Peter Liechti retrospective and Swiss films in Rotterdam

19.01.2009

One of the three retrospectives at this year’s International Film Festival Rotterdam (January 21 -February 1, 2009) is devoted to Swiss filmmaker Peter Liechti, whose newest film “The Sound of Insects – Record of a Mummy” will celebrate its international premiere within this framework. Works by eight other Swiss film directors will be screened at the festival, which is devoted to artistically outstanding films and avant-garde filmmaking. One of these eight films is also celebrating its world premiere at the festival: the Dutch-Austrian-Swiss co-production “Zara”, a fiction film by Ayten Mutlu Saray.

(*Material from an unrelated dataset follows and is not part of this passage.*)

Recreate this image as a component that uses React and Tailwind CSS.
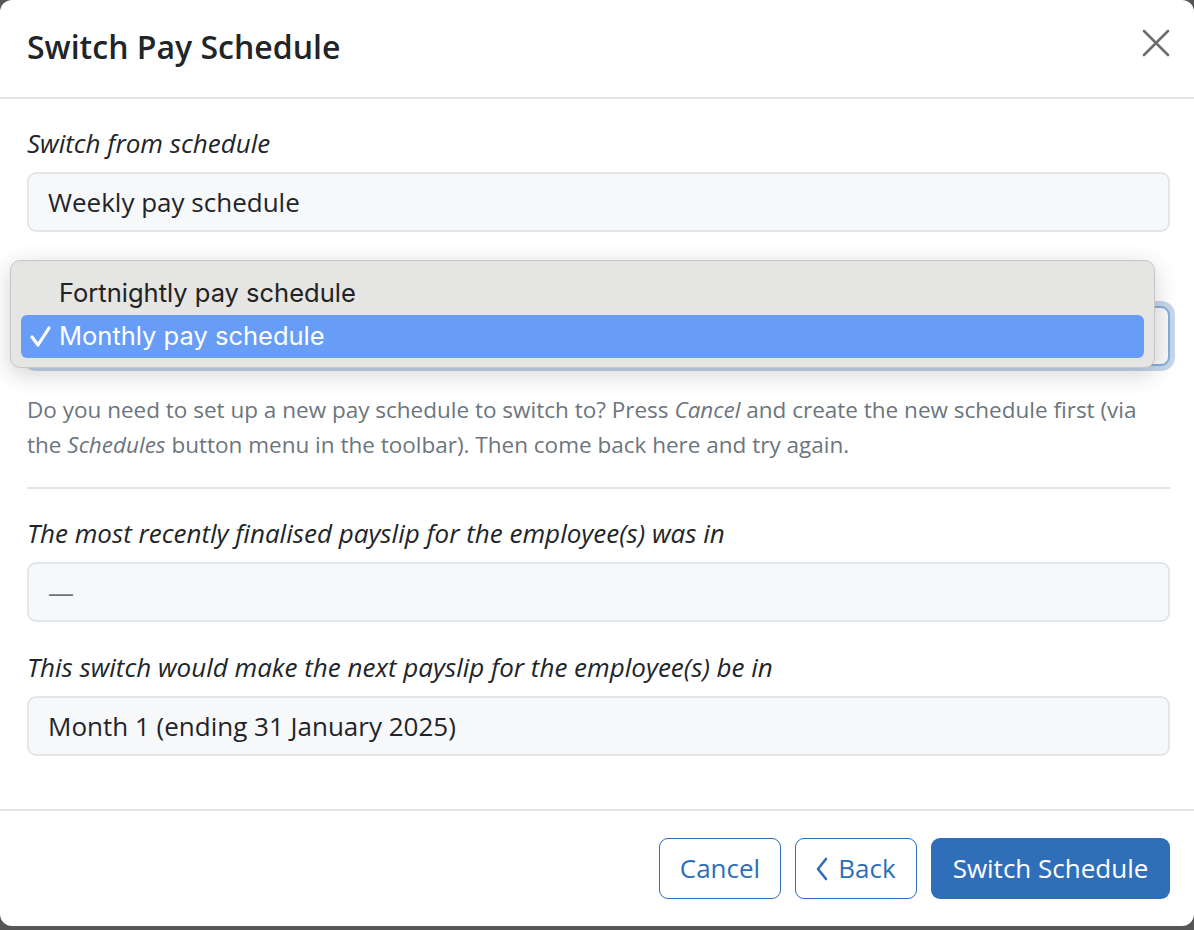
import React from "react";

export default function App() {
  return (
    <div className="relative w-[1194px] h-[930px] overflow-hidden bg-[#565656] font-['Open_Sans',sans-serif] text-[#212529]">
      <div className="bg-white rounded-[12px] h-[926px] flex flex-col">
        {/* Header */}
        <div className="h-[99px] shrink-0 border-b-2 border-[#e1e4e8] pl-[27px] pr-[24px] flex items-center justify-between">
          <h1 className="text-[32px] font-semibold leading-none mt-[-4px]">Switch Pay Schedule</h1>
          <svg width="28" height="28" viewBox="0 0 28 28" className="mt-[-12px]">
            <path d="M2 2 L26 26 M26 2 L2 26" stroke="#6e6e6e" strokeWidth="2.6" strokeLinecap="round" />
          </svg>
        </div>

        {/* Body */}
        <div className="flex-1 pl-[27px] pr-[24px] pt-[26px]">
          <div className="italic text-[26px] leading-[36px]">Switch from schedule</div>
          <div className="mt-[11px] h-[60px] rounded-[9px] border-2 border-[#e3e6e9] bg-[#f7f8fa] px-[19px] flex items-center text-[26px]">
            Weekly pay schedule
          </div>

          <div className="mt-[27px] italic text-[26px] leading-[36px]">Switch to schedule</div>
          <div className="mt-[11px] h-[60px] rounded-[9px] border-2 border-[#86add8] bg-[#f7f8fa] px-[19px] flex items-center text-[26px] shadow-[0_0_0_5px_rgba(47,110,184,0.28)]">
            Monthly pay schedule
          </div>

          <div className="mt-[26px] text-[22.5px] leading-[35px] text-[#6c757d]">
            Do you need to set up a new pay schedule to switch to? Press <i>Cancel</i> and create the new schedule first (via the <i>Schedules</i> button menu in the toolbar). Then come back here and try again.
          </div>

          <div className="mt-[25px] h-[2px] bg-[#e3e3e3]" />

          <div className="mt-[26px] italic text-[26px] leading-[36px]">The most recently finalised payslip for the employee(s) was in</div>
          <div className="mt-[11px] h-[60px] rounded-[9px] border-2 border-[#e3e6e9] bg-[#f7f8fa] px-[19px] flex items-center text-[26px] text-[#6c757d]">
            —
          </div>

          <div className="mt-[27px] italic text-[26px] leading-[36px]">This switch would make the next payslip for the employee(s) be in</div>
          <div className="mt-[11px] h-[60px] rounded-[9px] border-2 border-[#e3e6e9] bg-[#f7f8fa] px-[19px] flex items-center text-[26px]">
            Month 1 (ending 31 January 2025)
          </div>
        </div>

        {/* Footer */}
        <div className="h-[117px] shrink-0 border-t-2 border-[#e1e4e8] pl-[27px] pr-[24px] flex items-center justify-end gap-[14px]">
          <button className="h-[61px] w-[122px] rounded-[9px] border-[1.5px] border-[#2f6eb8] text-[#2f6eb8] text-[26px] flex items-center justify-center">
            Cancel
          </button>
          <button className="h-[61px] w-[122px] rounded-[9px] border-[1.5px] border-[#2f6eb8] text-[#2f6eb8] text-[26px] flex items-center justify-center gap-[10px]">
            <svg width="12" height="24" viewBox="0 0 12 24">
              <path d="M10 2 L2 12 L10 22" stroke="#2f6eb8" strokeWidth="2.6" fill="none" strokeLinecap="round" strokeLinejoin="round" />
            </svg>
            Back
          </button>
          <button className="h-[61px] w-[239px] rounded-[9px] bg-[#2f6fba] text-white text-[26px] flex items-center justify-center">
            Switch Schedule
          </button>
        </div>
      </div>

      {/* Native dropdown menu overlay */}
      <div className="absolute left-[10px] top-[260px] w-[1145px] h-[108px] rounded-[10px] border border-[#c6c6c6] bg-[#e5e5e4] shadow-[0_6px_24px_rgba(0,0,0,0.18)] px-[10px] pt-[11px] font-['Inter',sans-serif] text-[25.5px]">
        <div className="h-[43px] flex items-center pl-[38px] text-[#222222]">Fortnightly pay schedule</div>
        <div className="h-[43px] rounded-[6px] bg-[#679df6] flex items-center text-white">
          <svg width="38" height="43" viewBox="0 0 38 43">
            <path d="M11 22 L17 30 L28 13" stroke="white" strokeWidth="3.2" fill="none" strokeLinecap="round" strokeLinejoin="round" />
          </svg>
          Monthly pay schedule
        </div>
      </div>
    </div>
  );
}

Three computer-animation films by Yves Netzhammer, from Schaffhausen, await their discovery in Rotterdam, with the 28-minute loop “Furniture of Proportions” participating in the Tiger Awards Competition for short films in the festival’s “Bright Future” section. Also screened in this section, but outside the competition, will be the documentary film “Témoin indésirable” by Juan Lozano. The film is about Hollman Morris, the Columbian journalist and human rights advocate. Lionel Baier’s fiction film “Un autre homme”, which celebrated its premiere last year in Locarno, will be screened in the festival’s “Spectrum” section, as well as the short films “Monsieur Sélavy” by Peter Volkart and “Barricata” by Emmanuelle Antille.

The festival’s “Signals” section, which focuses on innovative cinematic forms of expression, will showcase twelve films by film director Peter Liechti. The retrospective comprises, together with his long-playing essay, fiction and documentary films – “Signers Koffer” (1996), “Marthas Garten” (1997) “Hans im Glück – drei Versuche das Rauchen loszuwerden” (2003), “Namibia Crossings” (2004), and “Hardcore Chambermusic” (2006) – most of his short films made since the mid-1980s. Attracting particular attention is his most recent film “The Sound of Insects – Record of a Mummy”, an adaptation of a novella based on the actual diary of a man who committed suicide by starving himself.

True to its name, the “Signals” section is signalling the future with its selection of the one-minute animation film “27 Years” by Raymond Höpflinger and the short film “Weg nach Rom”, which was made by Lukas Tiberio Klopfenstein in collaboration with his father Clemens Klopfenstein.